Explicit Difference Method for One-Dimensional Convection Dispersion Equation and its Convergence Analysis

对一维对流弥散方程的特点进行全面分析,在稳定渗流场中,认为差分格式中的流速项系数和弥散系数是随空间节点的位置而改变的,给出了不同渗流方向下相应的差分格式,推导了对应的收敛条件,并考虑了边界浓度衰减的影响,引入边界衰减因子,最后将该方法运用到实际工况中。从计算结果中发现,在满足收敛条件的情况下,能够计算出浓度在时间和空间的变化数值,最终计算结果是收敛的,而不满足相应的收敛条件时,其计算结果是不收敛的。

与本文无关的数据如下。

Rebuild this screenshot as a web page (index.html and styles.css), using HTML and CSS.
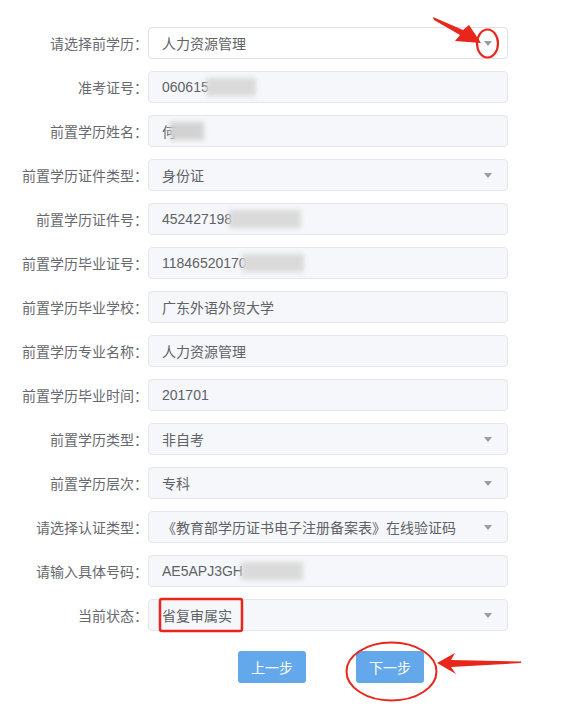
FILE: index.html
```html
<!DOCTYPE html>
<html lang="zh-CN">
<head>
<meta charset="utf-8">
<title>学历信息</title>
<link rel="stylesheet" href="styles.css">
</head>
<body>
<div class="page">
  <form class="form">
    <div class="row"><span class="label">请选择前学历：</span><div class="field field-active"><span class="val">人力资源管理</span><i class="caret"></i></div></div>
    <div class="row"><span class="label">准考证号：</span><div class="field"><span class="val">060615</span><span class="blur blur-a"></span></div></div>
    <div class="row"><span class="label">前置学历姓名：</span><div class="field"><span class="val">何</span><span class="blur blur-b"></span></div></div>
    <div class="row"><span class="label">前置学历证件类型：</span><div class="field"><span class="val">身份证</span><i class="caret"></i></div></div>
    <div class="row"><span class="label">前置学历证件号：</span><div class="field"><span class="val">452427198</span><span class="blur blur-c"></span></div></div>
    <div class="row"><span class="label">前置学历毕业证号：</span><div class="field"><span class="val">11846520170</span><span class="blur blur-d"></span></div></div>
    <div class="row"><span class="label">前置学历毕业学校：</span><div class="field"><span class="val">广东外语外贸大学</span></div></div>
    <div class="row"><span class="label">前置学历专业名称：</span><div class="field"><span class="val">人力资源管理</span></div></div>
    <div class="row"><span class="label">前置学历毕业时间：</span><div class="field"><span class="val">201701</span></div></div>
    <div class="row"><span class="label">前置学历类型：</span><div class="field"><span class="val">非自考</span><i class="caret"></i></div></div>
    <div class="row"><span class="label">前置学历层次：</span><div class="field"><span class="val">专科</span><i class="caret"></i></div></div>
    <div class="row"><span class="label">请选择认证类型：</span><div class="field"><span class="val">《教育部学历证书电子注册备案表》在线验证码</span><i class="caret"></i></div></div>
    <div class="row"><span class="label">请输入具体号码：</span><div class="field"><span class="val">AE5APJ3GH</span><span class="blur blur-e"></span></div></div>
    <div class="row"><span class="label">当前状态：</span><div class="field"><span class="val">省复审属实</span><i class="caret"></i></div></div>
    <div class="actions">
      <button type="button" class="btn">上一步</button>
      <button type="button" class="btn">下一步</button>
    </div>
  </form>
  <svg class="marks" viewBox="0 0 585 711" xmlns="http://www.w3.org/2000/svg">
    <polygon points="433,17 463,30 469,25 481,43 455,41 460,35 434,20" fill="#e8261c"/>
    <ellipse cx="487.5" cy="43.5" rx="10.5" ry="14" fill="none" stroke="#e8261c" stroke-width="2.2"/>
    <rect x="160" y="599" width="82" height="32" rx="2" fill="none" stroke="#e8261c" stroke-width="2.5"/>
    <ellipse cx="391.5" cy="671.5" rx="45" ry="29" fill="none" stroke="#e8261c" stroke-width="2"/>
    <polygon points="437,663 455,653 451,660 521,661.5 521,663 451,667 456,674" fill="#e8261c"/>
  </svg>
</div>
</body>
</html>
```

FILE: styles.css
```css
html, body {
  margin: 0;
  padding: 0;
  background: #ffffff;
}

body {
  font-family: "Liberation Sans", "Noto Sans CJK SC", sans-serif;
}

.page {
  position: relative;
  width: 585px;
  height: 711px;
  overflow: hidden;
}

.form {
  display: flex;
  flex-direction: column;
  gap: 12px;
  padding-top: 27px;
}

.row {
  display: grid;
  grid-template-columns: 148px 360px;
  align-items: center;
  height: 32px;
}

.label {
  text-align: right;
  font-size: 14px;
  color: #67696e;
  white-space: nowrap;
}

.field {
  box-sizing: border-box;
  height: 32px;
  display: flex;
  align-items: center;
  padding: 0 15px 0 13px;
  border: 1px solid #e4e7ed;
  border-radius: 4px;
  background: #f5f7fa;
  color: #606266;
  font-size: 14px;
  white-space: nowrap;
  overflow: hidden;
}

.field-active {
  background: #ffffff;
  border-color: #dcdfe6;
}

.val {
  flex: none;
}

.caret {
  margin-left: auto;
  width: 0;
  height: 0;
  border-left: 4px solid transparent;
  border-right: 4px solid transparent;
  border-top: 5px solid #9a9ca0;
}

.blur {
  flex: none;
  display: inline-block;
  height: 18px;
  background: #dadada;
  filter: blur(2.5px);
  margin-left: -3px;
}

.blur-a { width: 50px; }
.blur-b { width: 34px; background: #d2d2d2; margin-left: -6px; }
.blur-c { width: 72px; }
.blur-d { width: 62px; margin-left: -5px; }
.blur-e { width: 62px; margin-left: -2px; }

.actions {
  display: flex;
  justify-content: center;
  gap: 50px;
  width: 360px;
  margin-left: 151px;
  margin-top: 8px;
}

.btn {
  width: 68px;
  height: 32px;
  border: none;
  border-radius: 3px;
  background: #62a8ea;
  color: #ffffff;
  font-family: "Liberation Sans", "Noto Sans CJK SC", sans-serif;
  font-size: 14px;
  padding: 0;
  cursor: pointer;
}

.marks {
  position: absolute;
  left: 0;
  top: 0;
  width: 585px;
  height: 711px;
  pointer-events: none;
}
```
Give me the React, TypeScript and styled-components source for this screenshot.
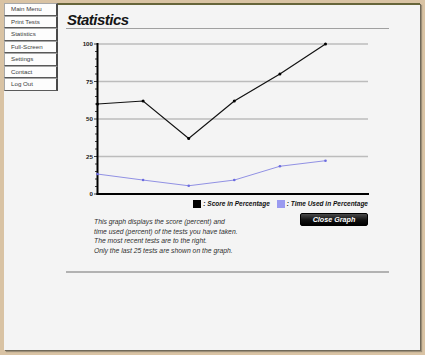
import styled, { createGlobalStyle } from 'styled-components';

const GlobalStyle = createGlobalStyle`
  html, body {
    margin: 0;
    padding: 0;
    background: #d9c3a4;
    font-family: "Liberation Sans", Arial, sans-serif;
  }
  * { box-sizing: border-box; }
`;

const Frame = styled.div`
  width: 425px;
  height: 355px;
  padding: 3px 5px 5px 4px;
`;
const Panel = styled.div`
  display: flex;
  width: 416px;
  height: 347px;
  background: #f4f4f4;
  border-top: 2px solid #66653a;
  box-shadow: 1px 1px 0 #6f6858, 2px 2px 1px #9c8e78;
`;
const Menu = styled.ul`
  list-style: none;
  margin: -2px 0 0 0;
  padding: 0;
  width: 54px;
  display: flex;
  flex-direction: column;
  position: relative;
  z-index: 1;
  align-self: flex-start;
`;
const MenuItem = styled.li`
  height: 12.5px;
  background: #fdfdfd;
  border: 1px solid #a8a8a8;
  border-right: 2px solid #4a4a4a;
  border-bottom: 1px solid #5a5a5a;
  color: #3c3c3c;
  font-size: 6.2px;
  line-height: 10.5px;
  padding-left: 6px;
  white-space: nowrap;
`;
const Main = styled.div`
  display: flex;
  flex-direction: column;
  width: 323px;
  margin-left: 8px;
`;
const Title = styled.h2`
  margin: 0;
  padding: 6px 0 0 1px;
  font-size: 15px;
  line-height: 17px;
  font-weight: 700;
  font-style: italic;
  letter-spacing: -0.5px;
  color: #151515;
  border-bottom: 1px solid #a0a0a0;
`;
const Legend = styled.div`
  display: flex;
  justify-content: flex-end;
  align-items: center;
  height: 9px;
  padding-right: 21px;
  gap: 7px;
`;
const LegendItem = styled.span`
  display: flex;
  align-items: center;
  gap: 2px;
  font-size: 6.5px;
  font-weight: 700;
  font-style: italic;
  color: #111;
`;
const Swatch = styled.span<{ $color: string }>`
  width: 8px;
  height: 8px;
  background: ${(p) => p.$color};
`;
const InfoRow = styled.div`
  display: flex;
  justify-content: space-between;
  align-items: flex-start;
  margin-top: 5px;
  padding: 0 21px 0 28px;
`;
const Description = styled.p`
  margin: 4px 0 0;
  font-size: 6.8px;
  line-height: 9.7px;
  font-style: italic;
  color: #2e2e2e;
`;
const CloseButton = styled.button`
  width: 68px;
  height: 13px;
  padding: 0;
  border: 1px solid #000;
  border-radius: 2px;
  background: linear-gradient(#4a4a4a, #111 55%, #000);
  color: #fff;
  font-family: "Liberation Sans", Arial, sans-serif;
  font-size: 7.2px;
  font-weight: 700;
  font-style: italic;
  line-height: 11px;
`;
const Divider = styled.div`
  height: 2px;
  margin-top: 15px;
  background: #b2b2b2;
`;

const menu = ['Main Menu', 'Print Tests', 'Statistics', 'Full-Screen', 'Settings', 'Contact', 'Log Out'];
const score = [60, 62, 37, 62, 80, 100];
const time = [13.3, 9.3, 5.5, 9.3, 18.5, 22.2];

const X0 = 31.5;
const STEP = 45.6;
const yOf = (v: number) => 165 - 1.5 * v;
const pts = (d: number[]) => d.map((v, i) => `${X0 + i * STEP},${yOf(v)}`).join(' ');

function Chart() {
  const ticks = Array.from({ length: 21 }, (_, i) => i * 5);
  return (
    <svg width="323" height="170" viewBox="0 0 323 170">
      {[25, 50, 75, 100].map((v) => (
        <line key={v} x1="31" x2="302" y1={yOf(v)} y2={yOf(v)} stroke="#bcbcbc" strokeWidth="1.5" />
      ))}
      {ticks.map((v) => (
        <line key={v} x1={v % 25 === 0 ? 28 : 29} x2="31" y1={yOf(v)} y2={yOf(v)} stroke="#111" strokeWidth="0.8" />
      ))}
      {[0, 25, 50, 75, 100].map((v) => (
        <text key={v} x="27" y={yOf(v) + 2} textAnchor="end" fontSize="6.2" fontWeight="700" fill="#1a1a1a" fontFamily="Liberation Sans, Arial, sans-serif">
          {v}
        </text>
      ))}
      <line x1="31.5" x2="31.5" y1="14" y2="166" stroke="#000" strokeWidth="2" />
      <line x1="30.5" x2="303" y1="165" y2="165" stroke="#000" strokeWidth="2" />
      <polyline points={pts(time)} fill="none" stroke="#9191e4" strokeWidth="1" />
      {time.map((v, i) => (
        <circle key={i} cx={X0 + i * STEP} cy={yOf(v)} r="1.3" fill="#6b6be0" />
      ))}
      <polyline points={pts(score)} fill="none" stroke="#111" strokeWidth="1.2" />
      {score.map((v, i) => (
        <circle key={i} cx={X0 + i * STEP} cy={yOf(v)} r="1.5" fill="#000" />
      ))}
    </svg>
  );
}

export default function App() {
  return (
    <>
      <GlobalStyle />
      <Frame>
        <Panel>
          <Menu>
            {menu.map((m) => (
              <MenuItem key={m}>{m}</MenuItem>
            ))}
          </Menu>
          <Main>
            <Title>Statistics</Title>
            <Chart />
            <Legend>
              <LegendItem>
                <Swatch $color="#000" />: Score in Percentage
              </LegendItem>
              <LegendItem>
                <Swatch $color="#9a9af0" />: Time Used in Percentage
              </LegendItem>
            </Legend>
            <InfoRow>
              <Description>
                This graph displays the score (percent) and
                <br />
                time used (percent) of the tests you have taken.
                <br />
                The most recent tests are to the right.
                <br />
                Only the last 25 tests are shown on the graph.
              </Description>
              <CloseButton>Close Graph</CloseButton>
            </InfoRow>
            <Divider />
          </Main>
        </Panel>
      </Frame>
    </>
  );
}
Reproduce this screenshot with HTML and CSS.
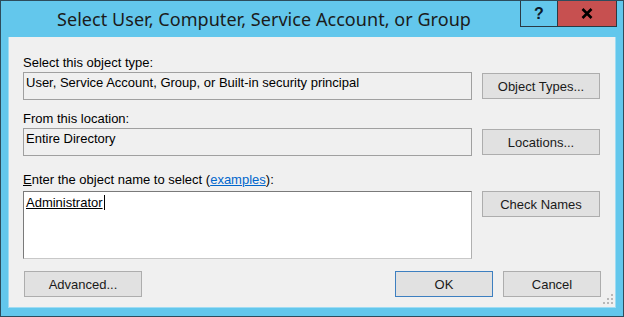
FILE: index.html
```html
<!DOCTYPE html>
<html>
<head>
<meta charset="utf-8">
<link rel="stylesheet" href="styles.css">
</head>
<body>
<div class="window">
  <div class="titlebar">
    <div class="title">Select User, Computer, Service Account, or Group</div>
    <div class="caption-buttons">
      <div class="cbtn help">?</div>
      <div class="cbtn close">
        <svg width="12" height="11" viewBox="0 0 12 11"><path d="M1.5 1 L10.5 10 M10.5 1 L1.5 10" stroke="#000" stroke-width="2.6" fill="none"/></svg>
      </div>
    </div>
  </div>
  <div class="client">
    <div class="label">Select this object type:</div>
    <div class="row">
      <div class="field">User, Service Account, Group, or Built-in security principal</div>
      <div class="btn">Object Types...</div>
    </div>
    <div class="label gap-top">From this location:</div>
    <div class="row">
      <div class="field">Entire Directory</div>
      <div class="btn">Locations...</div>
    </div>
    <div class="label gap-top2"><u>E</u>nter the object name to select (<span class="link">examples</span>):</div>
    <div class="row top">
      <div class="textarea"><span class="name">Administrator</span><span class="caret"></span></div>
      <div class="btn">Check Names</div>
    </div>
    <div class="footer">
      <div class="btn">Advanced...</div>
      <div class="footer-right">
        <div class="btn small default">OK</div>
        <div class="btn small">Cancel</div>
      </div>
    </div>
    <svg class="grip" width="10" height="10" viewBox="0 0 10 10">
      <rect x="8" y="0" width="2" height="2" fill="#b8b8b8"/>
      <rect x="4" y="4" width="2" height="2" fill="#b8b8b8"/>
      <rect x="8" y="4" width="2" height="2" fill="#b8b8b8"/>
      <rect x="0" y="8" width="2" height="2" fill="#b8b8b8"/>
      <rect x="4" y="8" width="2" height="2" fill="#b8b8b8"/>
      <rect x="8" y="8" width="2" height="2" fill="#b8b8b8"/>
    </svg>
  </div>
</div>
</body>
</html>
```
FILE: styles.css
```css
html, body {
  margin: 0;
  padding: 0;
  background: #ffffff;
}
.window {
  box-sizing: border-box;
  width: 624px;
  height: 317px;
  background: #63c7ec;
  border: 1px solid #2d4c5c;
  display: flex;
  flex-direction: column;
  padding: 0 7px 8px 7px;
}
.titlebar {
  height: 36px;
  display: flex;
  align-items: flex-start;
}
.title {
  flex: 1;
  text-align: center;
  font-family: "Noto Sans", "DejaVu Sans", sans-serif;
  font-size: 18px;
  line-height: 36px;
  color: #1b1b1b;
  letter-spacing: 0.05px;
}
.caption-buttons {
  display: flex;
  margin-right: -1px;
}
.cbtn {
  box-sizing: border-box;
  height: 26px;
  border: 1px solid #2a3a44;
  border-top: none;
  display: flex;
  align-items: center;
  justify-content: center;
}
.help {
  width: 37px;
  background: #63c7ec;
  border-right: none;
  font-family: "Liberation Sans", Arial, sans-serif;
  font-weight: bold;
  font-size: 16px;
  color: #0c1a2a;
}
.close {
  width: 60px;
  background: #c75050;
}
.client {
  position: relative;
  flex: 1;
  background: #f0f0f0;
  border: 1px solid #9fdcf3;
  border-top: none;
  padding: 18px 14px 0 14px;
  font-family: "Liberation Sans", Arial, sans-serif;
  font-size: 13px;
  line-height: 15px;
  color: #000;
  display: flex;
  flex-direction: column;
}
.label {
  height: 15px;
  margin-bottom: 2px;
  white-space: nowrap;
}
.gap-top { margin-top: 11px; }
.gap-top2 { margin-top: 16px; margin-bottom: 4px; }
.link {
  color: #0066cc;
  text-decoration: underline;
}
.row {
  display: flex;
  align-items: center;
  gap: 10px;
}
.row.top { align-items: flex-start; }
.field {
  box-sizing: border-box;
  width: 449px;
  height: 28px;
  border: 1px solid #a0a0a0;
  background: #f0f0f0;
  padding: 2px 2px;
  white-space: nowrap;
  overflow: hidden;
}
.textarea {
  box-sizing: border-box;
  width: 449px;
  height: 68px;
  border: 1px solid #7a7a7a;
  border-bottom-color: #c8c8c8;
  border-right-color: #b0b0b0;
  background: #ffffff;
  padding: 3px 2px;
  display: flex;
  align-items: flex-start;
}
.name {
  text-decoration: underline;
}
.caret {
  width: 1px;
  height: 15px;
  background: #000;
  margin-left: 1px;
}
.btn {
  box-sizing: border-box;
  width: 118px;
  height: 26px;
  background: #e1e1e1;
  border: 1px solid #adadad;
  display: flex;
  align-items: center;
  justify-content: center;
  white-space: nowrap;
  color: #1a1a1a;
}
.btn.small { width: 98px; }
.btn.default { border-color: #3d7fc0; }
.footer {
  margin-top: 12px;
  display: flex;
  justify-content: space-between;
  padding-left: 1px;
}
.footer-right {
  display: flex;
  gap: 10px;
}
.grip {
  position: absolute;
  right: 2px;
  bottom: 3px;
}
```
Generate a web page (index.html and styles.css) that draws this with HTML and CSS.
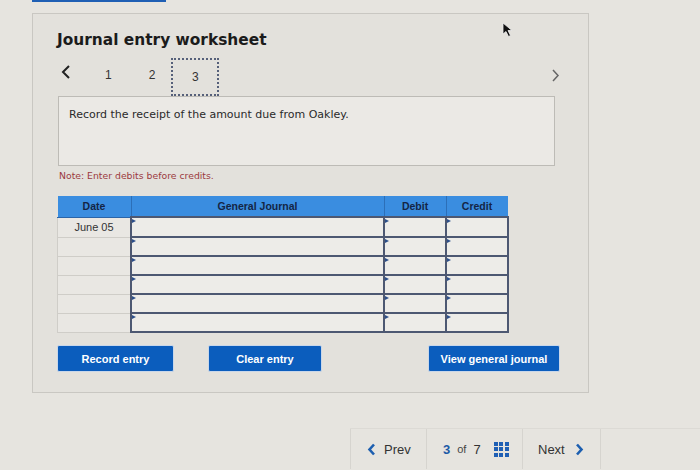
FILE: index.html
```html
<!DOCTYPE html>
<html>
<head>
<meta charset="utf-8">
<link rel="stylesheet" href="styles.css">
</head>
<body>
<div class="topbar"></div>
<div class="panel">
  <h1 class="title">Journal entry worksheet</h1>
  <div class="tabs">
    <svg class="chev-left" width="10" height="14" viewBox="0 0 10 14"><polyline points="8,1 2,7 8,13" fill="none" stroke="#222" stroke-width="2"/></svg>
    <span class="tab tab1">1</span>
    <span class="tab tab2">2</span>
    <span class="tab tab3">3</span>
    <svg class="chev-right" width="9" height="13" viewBox="0 0 9 13"><polyline points="2,1 7,6.5 2,12" fill="none" stroke="#666" stroke-width="1.5"/></svg>
  </div>
  <div class="prompt">Record the receipt of the amount due from Oakley.</div>
  <div class="note">Note: Enter debits before credits.</div>
  <table class="journal">
    <thead>
      <tr><th class="c-date">Date</th><th class="c-gj">General Journal</th><th class="c-deb">Debit</th><th class="c-cred">Credit</th></tr>
    </thead>
    <tbody>
      <tr class="first"><td class="date">June 05</td><td class="in"></td><td class="in"></td><td class="in"></td></tr>
      <tr><td class="date"></td><td class="in"></td><td class="in"></td><td class="in"></td></tr>
      <tr><td class="date"></td><td class="in"></td><td class="in"></td><td class="in"></td></tr>
      <tr><td class="date"></td><td class="in"></td><td class="in"></td><td class="in"></td></tr>
      <tr><td class="date"></td><td class="in"></td><td class="in"></td><td class="in"></td></tr>
      <tr><td class="date"></td><td class="in"></td><td class="in"></td><td class="in"></td></tr>
    </tbody>
  </table>
  <div class="actions">
    <button class="btn btn-record">Record entry</button>
    <button class="btn btn-clear">Clear entry</button>
    <button class="btn btn-view">View general journal</button>
  </div>
</div>
<div class="footer">
  <div class="fcell prev">
    <svg width="9" height="13" viewBox="0 0 9 13"><polyline points="7,1.5 2.5,6.5 7,11.5" fill="none" stroke="#1d5fb0" stroke-width="2.6"/></svg>
    <span>Prev</span>
  </div>
  <div class="fcell pages">
    <span class="cur">3</span><span class="of">of</span><span class="tot">7</span>
    <span class="grid"><i></i><i></i><i></i><i></i><i></i><i></i><i></i><i></i><i></i></span>
  </div>
  <div class="fcell next">
    <span>Next</span>
    <svg width="9" height="13" viewBox="0 0 9 13"><polyline points="2,1.5 6.5,6.5 2,11.5" fill="none" stroke="#1d5fb0" stroke-width="2.6"/></svg>
  </div>
  <div class="fcell last"></div>
</div>
<svg class="cursor" width="12" height="16" viewBox="0 0 12 16"><path d="M1 1 L1 12 L4 9.5 L6.5 14.5 L8.5 13.5 L6 8.5 L10 8.5 Z" fill="#111" stroke="#eee" stroke-width="0.8"/></svg>
</body>
</html>
```

FILE: styles.css
```css
html, body {
  margin: 0;
  padding: 0;
}
body {
  width: 700px;
  height: 470px;
  background: #e6e4df;
  font-family: "Liberation Sans", Arial, sans-serif;
  position: relative;
  overflow: hidden;
}
.topbar {
  margin-left: 32px;
  width: 134px;
  height: 2px;
  background: #1f5fb4;
}
.panel {
  margin: 11px 0 0 32px;
  width: 557px;
  height: 380px;
  border: 1px solid #c9c7c2;
  background: #e3e1dc;
  padding: 0 0 0 24px;
  box-sizing: border-box;
  display: flex;
  flex-direction: column;
}
.title {
  margin: 16px 0 0 0;
  font-family: "DejaVu Sans", Verdana, sans-serif;
  font-weight: bold;
  font-size: 15.4px;
  line-height: 20px;
  color: #1b1b1b;
}
.tabs {
  display: flex;
  align-items: flex-start;
  height: 38px;
  margin-top: 8px;
  position: relative;
}
.chev-left {
  margin-left: 4px;
  margin-top: 7px;
}
.tab {
  font-size: 12px;
  line-height: 14px;
  color: #333;
  text-align: center;
  margin-top: 10px;
}
.tab1 { margin-left: 34px; }
.tab2 { margin-left: 37px; }
.tab3 {
  margin-left: 16px;
  margin-top: 0;
  width: 48px;
  height: 38px;
  padding-top: 10px;
  box-sizing: border-box;
  border: 2px dotted #56607a;
}
.chev-right {
  margin-left: auto;
  margin-right: 28px;
  margin-top: 11px;
}
.prompt {
  margin-left: 1px;
  width: 497px;
  height: 70px;
  box-sizing: border-box;
  border: 1px solid #bdbbb6;
  background: #ebe9e5;
  padding: 11px 0 0 10px;
  font-family: "DejaVu Sans", Verdana, sans-serif;
  font-size: 11px;
  color: #2a2a2a;
}
.note {
  margin: 4px 0 0 2px;
  font-family: "DejaVu Sans", Verdana, sans-serif;
  font-size: 9.3px;
  color: #9b3a3f;
  line-height: 12px;
}
.journal {
  margin: 14px 0 0 0;
  border-collapse: collapse;
  table-layout: fixed;
  width: 447px;
}
.journal th {
  background: #3a8de0;
  color: #142545;
  font-size: 10.5px;
  font-weight: bold;
  height: 20px;
  padding: 0;
  border-left: 1px solid #2c6fb8;
  border-bottom: 1px solid #2a64a8;
}
.journal th:first-child { border-left: none; }
.c-date { width: 73px; }
.c-gj { width: 252px; }
.c-deb { width: 61px; }
.c-cred { width: 61px; }
.journal td {
  height: 17px;
  padding: 0;
}
.journal tr.first td { height: 18px; }
.journal td.date {
  background: #e9e7e3;
  border: 1px solid #cfcdc8;
  font-size: 11px;
  color: #333;
  text-align: center;
}
.journal td.in {
  background: #edece8;
  border: 2px solid #4d5872;
  position: relative;
}
.journal td.in::before {
  content: "";
  position: absolute;
  left: 0;
  top: 1px;
  border-left: 4px solid #2d4f8a;
  border-top: 2.5px solid transparent;
  border-bottom: 2.5px solid transparent;
}
.actions {
  display: flex;
  margin: 12px 0 0 0;
}
.btn {
  height: 27px;
  box-sizing: border-box;
  border: 1px solid #c9d7ea;
  border-radius: 2px;
  background: #0b5dbd;
  color: #fff;
  font-family: "Liberation Sans", Arial, sans-serif;
  font-weight: bold;
  font-size: 11px;
  padding: 0;
}
.btn-record { width: 117px; }
.btn-clear { width: 114px; margin-left: 34px; }
.btn-view { width: 132px; margin-left: 106px; }
.footer {
  margin: 35px 0 0 350px;
  height: 40px;
  display: flex;
  border-top: 1px solid #dcdad5;
}
.fcell {
  display: flex;
  align-items: center;
  border-left: 1px solid #d6d4cf;
  font-size: 13px;
  color: #333;
}
.prev {
  width: 76px;
  padding-left: 16px;
  box-sizing: border-box;
  gap: 8px;
}
.pages {
  width: 96px;
  padding-left: 16px;
  box-sizing: border-box;
}
.cur { color: #1d5aa6; font-weight: bold; }
.of { font-size: 11px; margin: 0 7px 0 7px; color: #444; }
.grid {
  margin-left: 13px;
  display: grid;
  grid-template-columns: repeat(3, 4px);
  grid-auto-rows: 4px;
  gap: 1.5px;
}
.grid i {
  display: block;
  background: #1f5fb4;
}
.next {
  width: 78px;
  padding-left: 15px;
  box-sizing: border-box;
  gap: 10px;
}
.last { width: 50px; }
.cursor {
  position: absolute;
  left: 502px;
  top: 22px;
}
```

所介绍的方法能够求解一维对流弥散方程的解析解,简单实用,且能够方便了解每一迭代步内的浓度空间分布情况。

In this paper,some characteristics of one-dimensional convection-dispersion equation were comprehensively analyzed.In addition,it was considered that the velocity term coefficients and dispersion coefficients in the difference scheme vary with the location of spatial nodes.Besides,the corresponding difference schemes in different seepage directions were given,and the corresponding convergence conditions were also derived.Moreover,the effect of boundary concentration attenuation was considered.Finally,the method was applied to a practical case.It was found from the calculation results that when the convergence conditions were satisfied,the variation values of concentration in time and space could be calculated.Furthermore,the final results were convergent,but if the corresponding convergence conditions were not satisfied,the calculation results were not convergent.The method presented in this paper can solve the analytical solution of one-dimensional convection-dispersion equation.The method is simple and practical,and the spatial distribution of concentration in each iteration step can be easily understood.